On March 9, 2015, Feldman filed an in pro. per. motion for reconsideration of the order denying plaintiffs' motion for relief from the discovery sanction orders. Feldman argued that he was entitled to reconsideration under Code of Civil Procedure section 1008 because new or different facts had come to light. Feldman also argued these new facts proved that plaintiffs were the victims of extrinsic fraud.

In support of his motion, Feldman submitted a March 2015 declaration from Machado. Machado reiterated that he was counsel of record in the malpractice cases until he was substituted out in July 2014; that he was solely responsible for the discovery violations that resulted in the sanction orders; and that all of the plaintiffs were completely blameless. However, Machado also added some additional facts to his declaration, including the following: (1) 13 documents that were filed in this case under Machado's signature were never signed by him; (2) Machado suspected the documents had been signed either by Morrissey or by Morrissey's wife, Tracey McCarroll, "claiming" to be Machado's paralegal; and (3) Machado was previously asked to investigate activities of Morrissey and McCarroll, but declined to do so out of fear he would be sued for malpractice.

In his March 2015 declaration, Machado also stated that he had never appeared in this action via Court Call. Nor did he ever agree that an attorney from Ropers named Melissa Dubbs could communicate directly with plaintiff David Feldman. Finally, Machado made the following statements about his relationship with Morrissey and McCarroll: "Michael T. Morrissey is not now nor has he ever been an employee of my firm and has never had my permission to sign my name to any document or make appearances via Court Call using my name. [ ] Tracey McCarroll is not now nor has she ever been an employee of my firm."

As additional support for his motion for reconsideration, Feldman filed another declaration that he executed in March 2015. Feldman repeated the narrative in his November 2014 declaration, providing additional details including the following: (1) All counsel insisted that Feldman serve as the "sole contact point between all the other plaintiffs and counsel"; (2) Most of the plaintiffs meet the definition of an elder under the Welfare and Institutions Code; (3) After Jeffrey Berger was substituted in as plaintiffs' counsel, Morrissey and McCarroll refused to turn over plaintiffs' case files which meant that plaintiffs had to reconstruct all of their discovery responses; and (4) After the court denied plaintiffs' motion for relief from the sanction orders, Machado "advised" the plaintiffs that he "had no knowledge of what Morrissey had been doing" in this case.

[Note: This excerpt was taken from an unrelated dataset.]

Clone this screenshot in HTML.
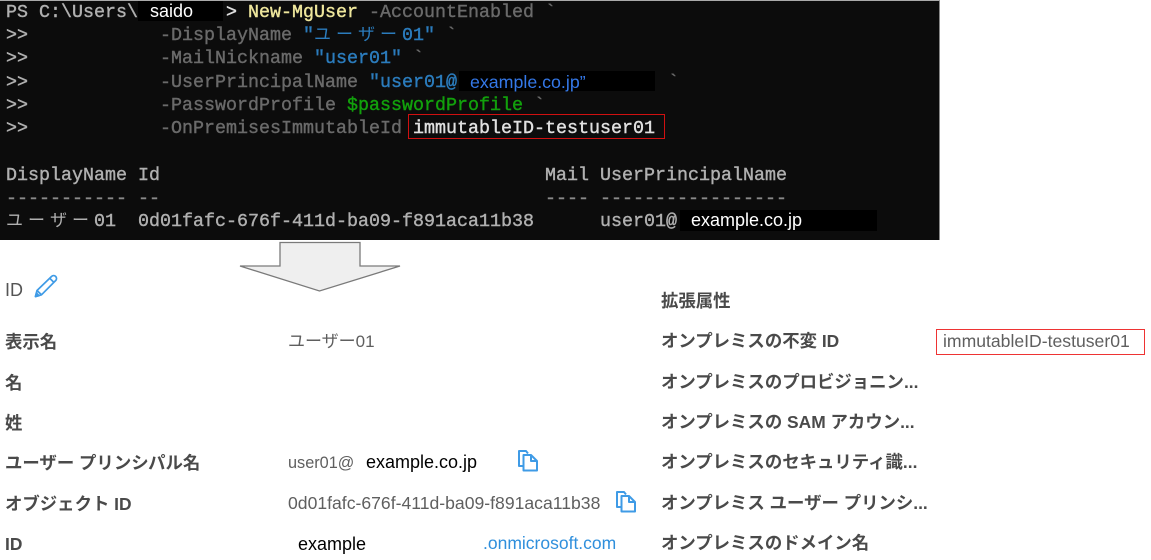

At a May 20, 2015 hearing before Judge McBride, Feldman appeared "pro se." Attorney Jeffrey Berger identified himself as counsel for the plaintiffs "except for Mr. Feldman," and stated that he "just joined" Feldman's motion. Feldman argued first, presenting a convoluted story about how he mistakenly believed that Machado was acting as plaintiffs' counsel in these cases. Apparently, Feldman hired Morrissey to represent him in another malpractice case in San Jose that arose out of the same shareholder litigation that gave rise to these cases. After Morrissey filed some initial papers in the San Jose case, he was suspended from practicing law. When Feldman said they needed another lawyer, Morrissey brought in Machado. Machado was amenable but busy, so it was agreed that Morrissey would do the "drafting" and Machado would supervise and appear in court. When these cases were subsequently filed, Feldman agreed to continue the arrangement. However, after the evidentiary sanction orders were entered, Feldman and the other plaintiffs learned that they had been defrauded because Machado was never really their lawyer and Morrissey was not a lawyer at all, which meant they had not been represented by anyone.

After Feldman completed his argument, the court heard from other counsel, including Mr. Berger, although the court noted that plaintiffs had not filed a timely notice of joinder in the motion. At the end of the hearing, the court denied Feldman's motion on the merits. The court stated that it was not required to make findings, but noted for the record that new facts had not been presented, and, to the extent Machado's declaration could be construed as new information, Feldman failed to demonstrate that he had been diligent in his efforts to garner this information prior to the original hearing on the motion for relief from the sanction orders.

III. DISCUSSION

Courts have inherent equitable powers to vacate or set aside judgements or orders entered because of extrinsic fraud or mistake. (Aldrich v. San Fernando Valley Lumber Co. (1985) 170 Cal.App.3d 725, 737 (Aldrich).) Orders exercising these equitable powers are reviewed for abuse of discretion. (Id. at pp. 736-737.)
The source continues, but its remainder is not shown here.